FFWD Weekly
Copyright © 1997. All Rights Reserved.



Watch closely and learn a lot
Mystery theatre may just be the toughest genre for an actor
By Lori Montgomery

Night Watch
directed by Nikki Lundmark
starring Joe-Norman Shaw and Elinor Holt
Pleiades Theatre
til Dec. 14

Performing in a murder mystery play is a little bit like being under a microscope, according to two local actors who are taking on the challenge at the Pleiades in Night Watch.

"Seemingly innocent things become guilty when watched by 240 eyes," says Elinor Holt, who plays one of the leads. "Shauna Baird (another cast member) said it really well. She said that an actor on stage in a murder mystery could suddenly think, 'Oh my God, did I leave my curling iron on at home? I think I did!' And the audience will be watching that and going, 'What's she thinking? She did it!'"

Holt plays Elaine Wheeler, a rich heiress who believes she has seen a dead body through the window of a building across the street from her condo.

"It's kind of a psychological thriller," Holt explains. "Her past is filled with mental instability, so you don't know if she even saw (the body), and if so, did someone set her up?
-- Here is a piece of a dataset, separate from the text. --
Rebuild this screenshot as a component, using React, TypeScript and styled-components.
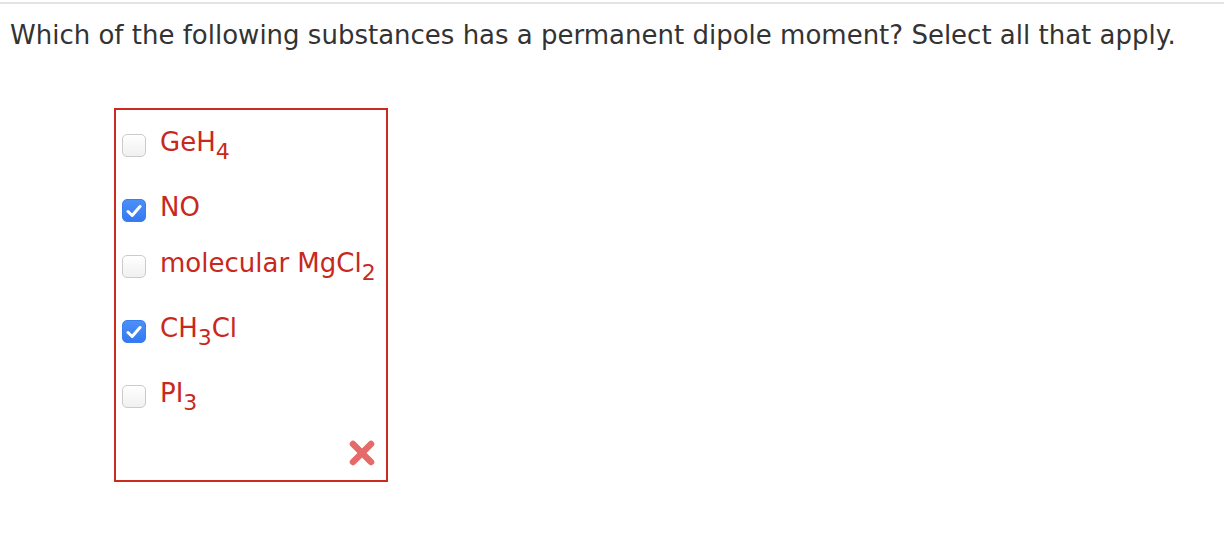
import React from 'react';
import styled, { createGlobalStyle } from 'styled-components';

const GlobalStyle = createGlobalStyle`
  body {
    margin: 0;
    background: #ffffff;
    font-family: 'DejaVu Sans', Verdana, sans-serif;
  }
`;

const Page = styled.div`
  width: 1224px;
  height: 544px;
  padding-top: 2px;
  box-sizing: border-box;
`;

const TopRule = styled.div`
  height: 2px;
  background: #e3e3e3;
`;

const Question = styled.p`
  margin: 16px 0 0 10px;
  font-size: 26px;
  line-height: 30px;
  color: #333333;
`;

const AnswerBox = styled.div`
  margin: 58px 0 0 114px;
  width: 274px;
  height: 374px;
  box-sizing: border-box;
  border: 2px solid #cb2b1f;
  padding: 24px 0 0 6px;
  display: flex;
  flex-direction: column;
  gap: 33px;
  position: relative;
`;

const Row = styled.label<{ $sub?: boolean }>`
  display: flex;
  align-items: center;
  gap: 14px;
  height: 23px;
  padding-bottom: ${(p) => (p.$sub ? '9px' : '0')};
`;

const Box = styled.span<{ $checked?: boolean }>`
  width: 24px;
  height: 23px;
  box-sizing: border-box;
  border-radius: 5px;
  flex-shrink: 0;
  display: flex;
  align-items: center;
  justify-content: center;
  border: 1px solid ${(p) => (p.$checked ? '#3a7ff0' : '#cbcbcb')};
  background: ${(p) =>
    p.$checked
      ? 'linear-gradient(#4b8ff8, #3579f2)'
      : 'linear-gradient(#ffffff, #f0f0f0)'};
`;

const Label = styled.span`
  font-size: 26px;
  line-height: 23px;
  color: #c8281d;
  white-space: nowrap;
  position: relative;
  top: -3px;
`;

const Sub = styled.sub`
  font-size: 22px;
  vertical-align: -8px;
  line-height: 0;
`;

const Wrong = styled.svg`
  position: absolute;
  right: 10px;
  bottom: 13px;
`;

const Check = () => (
  <svg width="16" height="14" viewBox="0 0 16 14">
    <path
      d="M2 7.5 L6.2 11.5 L14 2.5"
      fill="none"
      stroke="#ffffff"
      strokeWidth="3"
      strokeLinecap="round"
      strokeLinejoin="round"
    />
  </svg>
);

type Choice = { text: React.ReactNode; checked: boolean; sub: boolean };

const choices: Choice[] = [
  { text: <>GeH<Sub>4</Sub></>, checked: false, sub: true },
  { text: <>NO</>, checked: true, sub: false },
  { text: <>molecular MgCl<Sub>2</Sub></>, checked: false, sub: true },
  { text: <>CH<Sub>3</Sub>Cl</>, checked: true, sub: true },
  { text: <>PI<Sub>3</Sub></>, checked: false, sub: true },
];

const App: React.FC = () => {
  return (
    <>
      <GlobalStyle />
      <Page>
        <TopRule />
        <Question>
          Which of the following substances has a permanent dipole moment? Select all that apply.
        </Question>
        <AnswerBox>
          {choices.map((c, i) => (
            <Row key={i} $sub={c.sub}>
              <Box $checked={c.checked}>{c.checked && <Check />}</Box>
              <Label>{c.text}</Label>
            </Row>
          ))}
          <Wrong width="28" height="28" viewBox="0 0 28 28">
            <path
              d="M5 5 L23 23 M23 5 L5 23"
              stroke="#e35a5a"
              strokeWidth="6.5"
              strokeLinecap="round"
              opacity="0.9"
            />
          </Wrong>
        </AnswerBox>
      </Page>
    </>
  );
};

export default App;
Are they trying to make her crazy?"

Joe-Norman Shaw plays her husband, a man with a murky past who may or may not have married her for money. Shaw agrees that the task of the actor in a mystery is not an easy one.

"It's more difficult than I realized, in terms of knowing how far to go with guilt or innocence, and where to lay the clues," he says. "You want red herrings, but you want the right red herrings, so the audience doesn't get it until the end."

As opposed to any other play, where the object is to reveal a character, this genre requires a certain amount of obfuscation.

"You have to create a truthful journey for your character, as you would in any play, without giving anything away, and you don't usually have to worry about that," Shaw says. Holt agrees.

"Normally, you pursue your objective, and everything informs that - 'I want... whatever,'" she explains. "If you're the murderer, it's 'I want so-and-so dead.' So you're still playing your objective, but if you do it that obviously, then the audience knows right off the bat and they won't be back after intermission."

Both Holt and Shaw say that the difficult task set before the actors was made easier in this production by the collaborative approach of director Nikki Lundmark.

"She likes you to bring in lots of ideas and she works with what you bring in," Shaw says, "as opposed to enforcing the will (of the director), which is what bad directors tend to do, in my opinion. They don't trust what the actors find organically, through the process."

"Working with Nikki is great in terms of being directed by someone who is a peer," Holt adds. "There's much more of a possibility for open dialogue. There's a lot of trust, so the actors are free to make big leaps if they have to."

One leap that Holt says was initially difficult for the actors was updating characters that were conceived in the '60s, in an era when Liz Taylor was the role model for leading ladies.

"They had a fascination with angst-filled women," Holt says, "and it was acceptable to watch a woman freak out for two hours. In the '90s, it's like, 'Oh please, take some Prozac.' We don't have as much patience for it because we expect Sigourney Weaver to show up and kill the queen alien, not scream about it for two hours."